Parliamentary General Elections were held in Suriname on 23 May 1996 for all 51 seats in the National Assembly.
Electoral System
The 51 members in the unicameral National Assembly are elected from 10 constituencies on the basis of a party-list proportional representation system that involves preferential voting. The 10 electoral constituencies are coterminous with the ten administrative districts of Suriname. The National Assembly subsequently elects the President.
Background
The 1996 elections pitted incumbent President of the Republic Runaldo Venetiaan and the ruling New Front (NF) coalition against Mr. Desi Bouterse and his National Democratic Party (NDP). Much of the latter's campaign debate concerned the economic austerity measures of the structural adjustment programme of the Venetiaan administration.
Results
When polling results gave the most seats to the governing alliance, the New Front for Democracy and Development (an alliance of the National Party of Suriname, the Progressive Reform Party, the Party for National Unity and Solidarity and the Surinamese Labour Party), with 24 of the 51 seats.
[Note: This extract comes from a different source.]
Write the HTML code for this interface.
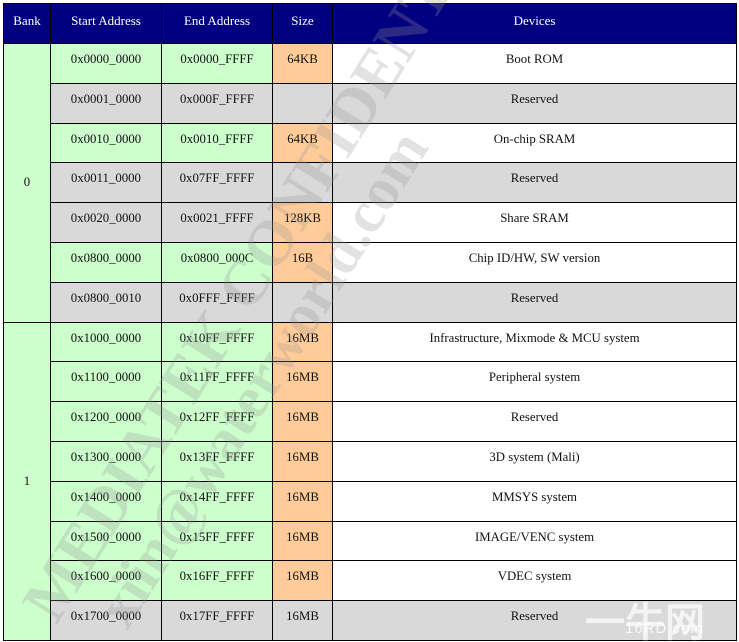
<!DOCTYPE html>
<html><head><meta charset="utf-8"><style>
html,body{margin:0;padding:0;background:#fff;width:739px;height:642px;overflow:hidden;position:relative}
#wrap{position:absolute;left:0;top:0;width:739px;height:642px;overflow:hidden}
table{position:absolute;left:3px;top:3px;border-collapse:collapse;table-layout:fixed;width:734px;font-family:"Liberation Serif",serif;font-size:12.8px;color:#111}
td,th{border:1.5px solid #000;text-align:center;vertical-align:top;padding:8px 0 0 0;height:30.8px;box-sizing:content-box;white-space:nowrap}
th{background:#000080;color:#fff;font-weight:normal;font-size:13px;padding-top:9px;height:30px}
.g{background:#ccffcc}.y{background:#d9d9d9}.o{background:#ffcc99}.w{background:#fff}
td.b{vertical-align:middle;padding:0}
.wm{position:absolute;font-family:"Liberation Serif",serif;font-weight:bold;color:rgba(150,150,150,0.28);white-space:nowrap;transform-origin:left bottom;pointer-events:none}
</style></head><body><div id="wrap">
<table>
<colgroup><col style="width:47px"><col style="width:111px"><col style="width:111px"><col style="width:60px"><col></colgroup>
<tr><th>Bank</th><th>Start Address</th><th>End Address</th><th>Size</th><th>Devices</th></tr>
<tr><td class="g b" rowspan="7">0</td><td class="g">0x0000_0000</td><td class="g">0x0000_FFFF</td><td class="o">64KB</td><td class="w">Boot ROM</td></tr>
<tr><td class="y">0x0001_0000</td><td class="y">0x000F_FFFF</td><td class="y"></td><td class="y">Reserved</td></tr>
<tr><td class="g">0x0010_0000</td><td class="g">0x0010_FFFF</td><td class="o">64KB</td><td class="w">On-chip SRAM</td></tr>
<tr><td class="y">0x0011_0000</td><td class="y">0x07FF_FFFF</td><td class="y"></td><td class="y">Reserved</td></tr>
<tr><td class="y">0x0020_0000</td><td class="y">0x0021_FFFF</td><td class="o">128KB</td><td class="w">Share SRAM</td></tr>
<tr><td class="g">0x0800_0000</td><td class="g">0x0800_000C</td><td class="o">16B</td><td class="w">Chip ID/HW, SW version</td></tr>
<tr><td class="y">0x0800_0010</td><td class="y">0x0FFF_FFFF</td><td class="y"></td><td class="y">Reserved</td></tr>
<tr><td class="g b" rowspan="8">1</td><td class="g">0x1000_0000</td><td class="g">0x10FF_FFFF</td><td class="o">16MB</td><td class="w">Infrastructure, Mixmode &amp; MCU system</td></tr>
<tr><td class="g">0x1100_0000</td><td class="g">0x11FF_FFFF</td><td class="o">16MB</td><td class="w">Peripheral system</td></tr>
<tr><td class="g">0x1200_0000</td><td class="g">0x12FF_FFFF</td><td class="o">16MB</td><td class="w">Reserved</td></tr>
<tr><td class="g">0x1300_0000</td><td class="g">0x13FF_FFFF</td><td class="o">16MB</td><td class="w">3D system (Mali)</td></tr>
<tr><td class="g">0x1400_0000</td><td class="g">0x14FF_FFFF</td><td class="o">16MB</td><td class="w">MMSYS system</td></tr>
<tr><td class="g">0x1500_0000</td><td class="g">0x15FF_FFFF</td><td class="o">16MB</td><td class="w">IMAGE/VENC system</td></tr>
<tr><td class="g">0x1600_0000</td><td class="g">0x16FF_FFFF</td><td class="o">16MB</td><td class="w">VDEC system</td></tr>
<tr><td class="y">0x1700_0000</td><td class="y">0x17FF_FFFF</td><td class="y">16MB</td><td class="y">Reserved</td></tr>
</table>
<div class="wm" style="left:70px;top:560px;font-size:64px;transform:rotate(-58deg)">MEDIATEK CONFIDENTIAL</div>
<div class="wm" style="left:140px;top:570px;font-size:60px;transform:rotate(-58deg)">xiin@waterworld.com</div>
<div style="position:absolute;left:585px;top:590px;font-family:'Liberation Sans',sans-serif;font-size:40px;font-weight:bold;color:rgba(255,255,255,0.7)">一牛网</div>
<div style="position:absolute;left:625px;top:620px;font-family:'Liberation Sans',sans-serif;font-size:15px;color:rgba(255,255,255,0.8);letter-spacing:1px">16RD.com</div>
</div></body></html>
Mr. Bouterse - who headed Suriname's military regime in the 1980's - alleged fraud and a lack of free and fair conditions. Subsequently, the New Front disintegrated and realignments by other alliances produced a new breakdown of Assembly seats, with 29 under the control of the coalition led by the right-wing NDP.
On 6 September, Mr. Jules Wijdenbosch (NDP) was elected President of the Republic by the National Assembly. He appointed a new coalition Government on 20 September; it is headed by the Vice-President, Mr. P. Radhakishun.